(Saved data entries)
==*==
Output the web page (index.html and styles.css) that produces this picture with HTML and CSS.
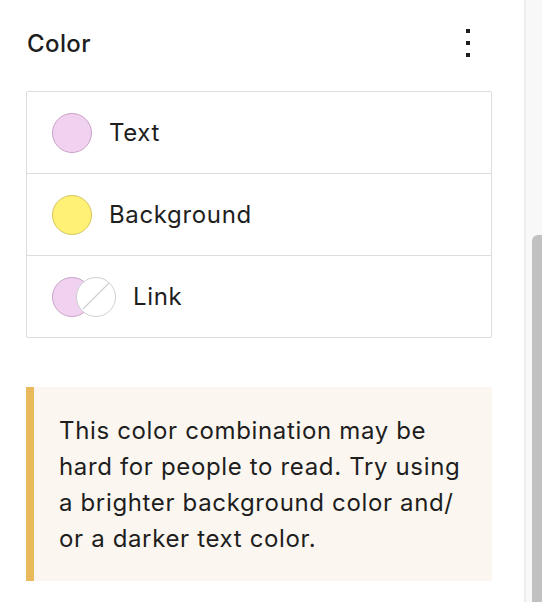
FILE: index.html
```html
<!DOCTYPE html>
<html lang="en">
<head>
    <meta charset="UTF-8">
    <meta name="viewport" content="width=device-width, initial-scale=1.0">
    <title>Color settings</title>
    <link rel="stylesheet" href="styles.css">
</head>
<body>
    <div class="panel">
        <!-- 标题栏 -->
        <div class="panel-head">
          <h2>Color</h2>
          <div class="more"><span></span><span></span><span></span></div>
        </div>
        <!-- 颜色项 -->
        <ul class="colors">
          <li>
            <span class="swatch text-swatch"></span>
            <span class="label">Text</span>
          </li>
          <li>
            <span class="swatch bg-swatch"></span>
            <span class="label">Background</span>
          </li>
          <li>
            <span class="swatches">
              <span class="swatch text-swatch"></span>
              <span class="swatch empty-swatch">
                <svg width="40" height="40" viewBox="0 0 40 40"><line x1="33" y1="7" x2="7" y2="33" stroke="#d0d0d0" stroke-width="1.3"/></svg>
              </span>
            </span>
            <span class="label">Link</span>
          </li>
        </ul>
        <!-- 对比度提示 -->
        <div class="notice">
          This color combination may be hard for people to read. Try using a brighter background color and/<wbr>or a darker text color.
        </div>
    </div>
    <div class="scrollbar">
        <div class="thumb"></div>
    </div>
</body>
</html>
```

FILE: styles.css
```css
* {
  margin: 0;
  padding: 0;
  box-sizing: border-box;
}
ul {
  list-style: none;
}
body {
  display: flex;
  height: 602px;
  overflow: hidden;
  background: #fff;
  color: #1e1e1e;
  font-family: Inter, "Liberation Sans", sans-serif;
}
.panel {
  width: 524px;
  padding: 0 32px 0 26px;
}
.panel-head {
  height: 86px;
  display: flex;
  align-items: center;
  justify-content: space-between;
  padding-left: 1px;
}
.panel-head h2 {
  font-size: 24px;
  font-weight: 500;
  letter-spacing: 0.4px;
}
.more {
  display: flex;
  flex-direction: column;
  gap: 8px;
  margin-right: 22px;
}
.more span {
  width: 4px;
  height: 4px;
  background: #1e1e1e;
}
.colors {
  margin-top: 5px;
  border: 1px solid #dddddd;
  border-radius: 2px;
}
.colors li {
  height: 82px;
  display: flex;
  align-items: center;
  padding-left: 25px;
  gap: 17px;
  border-top: 1px solid #dddddd;
}
.colors li:first-child {
  height: 81px;
  border-top: none;
}
.colors .label {
  font-size: 24px;
  letter-spacing: 0.65px;
}
.swatch {
  display: block;
  width: 40px;
  height: 40px;
  border-radius: 50%;
  border: 1px solid;
  flex-shrink: 0;
}
.text-swatch {
  background: #f0d1f0;
  border-color: #c9a3c9;
}
.bg-swatch {
  background: #fff176;
  border-color: #d3c65a;
}
.swatches {
  display: flex;
}
.swatches .swatch + .swatch {
  margin-left: -16px;
}
.empty-swatch {
  background: #fff;
  border: 1.5px solid #d0d0d0;
  overflow: hidden;
  position: relative;
}
.empty-swatch svg {
  position: absolute;
  left: -1.5px;
  top: -1.5px;
}
.notice {
  margin-top: 49px;
  height: 194px;
  background: #fbf7f0;
  border-left: 8px solid #e9b95c;
  padding: 26px 20px 0 25px;
  font-size: 24px;
  line-height: 36px;
  letter-spacing: 0.65px;
}
.scrollbar {
  flex: 1;
  background: #f8f8f8;
  border-left: 2px solid #ececec;
  padding: 235px 0 0 6px;
}
.thumb {
  height: 100%;
  background: #c1c1c1;
  border-radius: 6px 0 0 0;
}
```
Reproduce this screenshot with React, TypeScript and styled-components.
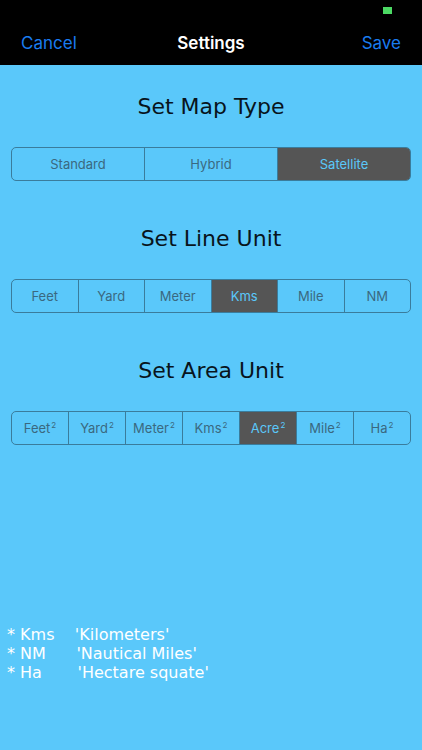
import React, {useState} from 'react';
import styled, {createGlobalStyle} from 'styled-components';

const GlobalStyle = createGlobalStyle`
	html, body {
		margin: 0;
		padding: 0;
		background: #5ac8fa;
	}
	* {
		box-sizing: border-box;
	}
`;

const Screen = styled.div`
	width: 422px;
	height: 750px;
	display: flex;
	flex-direction: column;
	background: #5ac8fa;
	font-family: Inter, 'Liberation Sans', sans-serif;
`;

const StatusBar = styled.div`
	height: 22px;
	display: flex;
	justify-content: flex-end;
	padding: 7px 30px 0 0;
	background: #000;
`;

const Battery = styled.div`
	width: 9px;
	height: 7px;
	background: #4cd964;
`;

const NavBar = styled.div`
	height: 43px;
	display: flex;
	align-items: center;
	justify-content: space-between;
	padding: 0 21px 0 21px;
	background: #000;
	position: relative;
`;

const NavButton = styled.button`
	border: 0;
	padding: 0;
	background: none;
	color: #1a7cf0;
	font-family: Inter, 'Liberation Sans', sans-serif;
	font-size: 17px;
	margin-top: -1px;
`;

const NavTitle = styled.div`
	position: absolute;
	left: 0;
	right: 0;
	text-align: center;
	color: #fff;
	font-size: 17px;
	font-weight: 600;
	pointer-events: none;
	margin-top: -1px;
`;

const Content = styled.div`
	display: flex;
	flex-direction: column;
	padding: 0 11px;
`;

const Heading = styled.h2<{$top: number}>`
	margin: 0;
	font-family: 'DejaVu Sans', Verdana, sans-serif;
	font-weight: normal;
	font-size: 22px;
	color: #08141c;
	text-align: center;
	margin-top: ${(p) => p.$top}px;
	line-height: 26px;
`;

const Segmented = styled.div<{$top: number}>`
	display: flex;
	height: 34px;
	margin-top: ${(p) => p.$top}px;
	border: 1px solid #3a7c9c;
	border-radius: 5px;
	overflow: hidden;
`;

const Segment = styled.button<{$active: boolean}>`
	flex: 1;
	min-width: 0;
	border: 0;
	padding: 0;
	border-left: 1px solid #3a7c9c;
	background: ${(p) => (p.$active ? '#555555' : 'transparent')};
	color: ${(p) => (p.$active ? '#5ac8fa' : '#3a6880')};
	font-family: Inter, 'Liberation Sans', sans-serif;
	font-size: 13px;
	&:first-child {
		border-left: 0;
	}
	sup {
		font-size: 8px;
		vertical-align: 5px;
		margin-left: 1px;
	}
`;

const Notes = styled.div`
	margin-top: auto;
	margin-bottom: 68px;
	padding-left: 7px;
	font-family: 'DejaVu Sans', Verdana, sans-serif;
	font-size: 16px;
	line-height: 19px;
	color: #fff;
	white-space: pre;
`;

type Group = {
	title: string;
	options: string[];
	squared?: boolean;
	initial: number;
	headTop: number;
	segTop: number;
};

const groups: Group[] = [
	{title: 'Set Map Type', options: ['Standard', 'Hybrid', 'Satellite'], initial: 2, headTop: 29, segTop: 27},
	{title: 'Set Line Unit', options: ['Feet', 'Yard', 'Meter', 'Kms', 'Mile', 'NM'], initial: 3, headTop: 45, segTop: 27},
	{title: 'Set Area Unit', options: ['Feet', 'Yard', 'Meter', 'Kms', 'Acre', 'Mile', 'Ha'], squared: true, initial: 4, headTop: 45, segTop: 27},
];

const SegmentGroup: React.FC<{group: Group}> = ({group}) => {
	const [selected, setSelected] = useState(group.initial);
	return (
		<>
			<Heading $top={group.headTop}>{group.title}</Heading>
			<Segmented $top={group.segTop}>
				{group.options.map((o, i) => (
					<Segment key={o} $active={i === selected} onClick={() => setSelected(i)}>
						{o}
						{group.squared ? <sup>2</sup> : null}
					</Segment>
				))}
			</Segmented>
		</>
	);
};

export default function App() {
	return (
		<Screen>
			<GlobalStyle />
			<StatusBar>
				<Battery />
			</StatusBar>
			<NavBar>
				<NavButton>Cancel</NavButton>
				<NavTitle>Settings</NavTitle>
				<NavButton>Save</NavButton>
			</NavBar>
			<Content>
				{groups.map((g) => (
					<SegmentGroup key={g.title} group={g} />
				))}
			</Content>
			<Notes>
				{"* Kms    'Kilometers'\n* NM      'Nautical Miles'\n* Ha       'Hectare squate'"}
			</Notes>
		</Screen>
	);
}
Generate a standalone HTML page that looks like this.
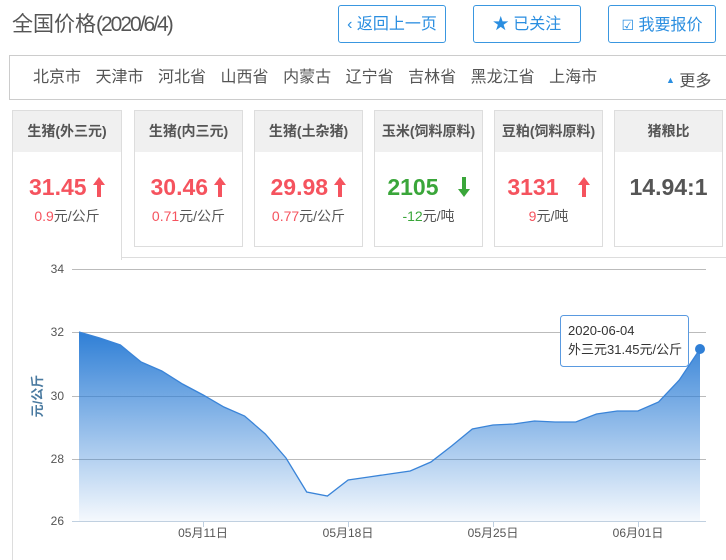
<!DOCTYPE html>
<html><head><meta charset="utf-8"><style>
body{margin:0;width:726px;height:558px;overflow:hidden;background:#fff;font-family:"Liberation Sans","Noto Sans CJK SC",sans-serif;position:relative}
.a{position:absolute}
.btn{position:absolute;top:5px;height:38px;width:108px;border:1px solid #3a97e0;border-radius:3px;color:#2a8ee0;font-size:16px;line-height:38px;text-align:center;box-sizing:border-box}
.card{position:absolute;top:110px;width:109px;height:137px;border:1px solid #ddd;box-sizing:border-box;text-align:center}
.card .h{background:#f0f0f0;height:41px;line-height:41px;font-size:14px;font-weight:bold;color:#555}
.card .v{font-size:23px;font-weight:bold;margin-top:20px;height:30px;line-height:30px}
.card .s{font-size:14px;color:#555;margin-top:4px}
.r{color:#f5535e}.g{color:#3aa63a}
.reg span{margin-right:14.5px}
svg.ar{vertical-align:-2px}
</style></head><body>
<div class="a" style="left:12px;top:8px;font-size:21px;color:#555">全国价格<span style="letter-spacing:-2px">(2020/6/4)</span></div>
<div class="btn" style="left:338px">&lsaquo; 返回上一页</div>
<div class="btn" style="left:473px">★ 已关注</div>
<div class="btn" style="left:608px"><span style="font-size:14px">☑</span> 我要报价</div>
<div class="a reg" style="left:9px;top:55px;width:730px;height:45px;border:1px solid #ccc;box-sizing:border-box;font-size:16px;color:#555;line-height:43px;padding-left:23px">
<span>北京市</span><span>天津市</span><span>河北省</span><span>山西省</span><span>内蒙古</span><span>辽宁省</span><span>吉林省</span><span>黑龙江省</span><span>上海市</span></div>
<div class="a" style="left:666px;top:67px;font-size:16px;color:#555"><span style="color:#2a8ee0;font-size:9px;vertical-align:3px">▲</span> 更多</div>
<div class="a" style="left:122px;top:257px;width:610px;border-top:1px solid #ddd"></div>
<div class="a" style="left:12px;top:110px;width:1px;height:450px;background:#ddd"></div>
<div class="card" style="left:13px;height:150px;border-bottom:none;border-left:none"><div class="h">生猪(外三元)</div><div class="v r">31.45 <svg class="ar" width="12" height="20" viewBox="0 0 12 20"><path d="M6 0L0 8h4v12h4V8h4z" fill="#f5535e"/></svg></div><div class="s"><span class="r">0.9</span>元/公斤</div></div>
<div class="card" style="left:134px"><div class="h">生猪(内三元)</div><div class="v r">30.46 <svg class="ar" width="12" height="20" viewBox="0 0 12 20"><path d="M6 0L0 8h4v12h4V8h4z" fill="#f5535e"/></svg></div><div class="s"><span class="r">0.71</span>元/公斤</div></div>
<div class="card" style="left:254px"><div class="h">生猪(土杂猪)</div><div class="v r">29.98 <svg class="ar" width="12" height="20" viewBox="0 0 12 20"><path d="M6 0L0 8h4v12h4V8h4z" fill="#f5535e"/></svg></div><div class="s"><span class="r">0.77</span>元/公斤</div></div>
<div class="card" style="left:374px"><div class="h">玉米(饲料原料)</div><div class="v g">2105 &nbsp;&nbsp;<svg class="ar" width="12" height="20" viewBox="0 0 12 20"><path d="M6 20L0 12h4V0h4v12h4z" fill="#3aa63a"/></svg></div><div class="s"><span class="g">-12</span>元/吨</div></div>
<div class="card" style="left:494px"><div class="h">豆粕(饲料原料)</div><div class="v r">3131 &nbsp;&nbsp;<svg class="ar" width="12" height="20" viewBox="0 0 12 20"><path d="M6 0L0 8h4v12h4V8h4z" fill="#f5535e"/></svg></div><div class="s"><span class="r">9</span>元/吨</div></div>
<div class="card" style="left:614px"><div class="h">猪粮比</div><div class="v" style="color:#555">14.94:1</div></div>
<svg class="a" style="left:0;top:0" width="726" height="558">
<defs><linearGradient id="gr" x1="0" y1="0" x2="0" y2="1"><stop offset="0" stop-color="#2f7fd6"/><stop offset="1" stop-color="#2f7fd6" stop-opacity="0.05"/></linearGradient></defs>
<g stroke="#bbb" stroke-width="1"><line x1="72" x2="706" y1="269.5" y2="269.5"/><line x1="72" x2="706" y1="332.5" y2="332.5"/><line x1="72" x2="706" y1="396.5" y2="396.5"/><line x1="72" x2="706" y1="459.5" y2="459.5"/></g>
<polygon fill="url(#gr)" points="79,521 79,332 99.7,338 120.4,345 141.1,362 161.8,371 182.5,384 203.2,395 223.9,407 244.6,416 265.3,434 286,458 306.7,492 327.4,496 348.1,480 368.8,477 389.5,474 410.2,471 430.9,462 451.6,446 472.3,429 493,425 513.7,424 534.4,421 555.1,422 575.8,422 596.5,414 617.2,411 637.9,411 658.6,402 679.3,380 700,349 700,521"/>
<polyline fill="none" stroke="#3a84d8" stroke-width="1.3" points="79,332 99.7,338 120.4,345 141.1,362 161.8,371 182.5,384 203.2,395 223.9,407 244.6,416 265.3,434 286,458 306.7,492 327.4,496 348.1,480 368.8,477 389.5,474 410.2,471 430.9,462 451.6,446 472.3,429 493,425 513.7,424 534.4,421 555.1,422 575.8,422 596.5,414 617.2,411 637.9,411 658.6,402 679.3,380 700,349"/>
<line x1="72" x2="706" y1="521.5" y2="521.5" stroke="#c0d0e0"/>
<g stroke="#c0d0e0"><line x1="203.5" x2="203.5" y1="521" y2="527"/><line x1="348.5" x2="348.5" y1="521" y2="527"/><line x1="493.5" x2="493.5" y1="521" y2="527"/><line x1="638.5" x2="638.5" y1="521" y2="527"/></g>
<circle cx="700" cy="349" r="5" fill="#2f7fd6"/>
<g font-size="12" fill="#555" font-family="Liberation Sans,Noto Sans CJK SC,sans-serif">
<text x="64" y="273" text-anchor="end">34</text><text x="64" y="336" text-anchor="end">32</text><text x="64" y="400" text-anchor="end">30</text><text x="64" y="463" text-anchor="end">28</text><text x="64" y="525" text-anchor="end">26</text>
<text x="203" y="537" text-anchor="middle">05月11日</text><text x="348" y="537" text-anchor="middle">05月18日</text><text x="493" y="537" text-anchor="middle">05月25日</text><text x="638" y="537" text-anchor="middle">06月01日</text>
<text transform="translate(42,396) rotate(-90)" text-anchor="middle" fill="#4a7aa0" font-size="13" font-weight="bold">元/公斤</text>
</g>
<rect x="560.5" y="315.5" width="128" height="51" rx="3" fill="#fff" stroke="#5a9ae0"/>
<g font-size="13" fill="#333" font-family="Liberation Sans,Noto Sans CJK SC,sans-serif"><text x="568" y="335">2020-06-04</text><text x="568" y="354">外三元31.45元/公斤</text></g>
</svg>
</body></html>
==*==
Tally the lines of the records holding the word "with", then state only the tally.

2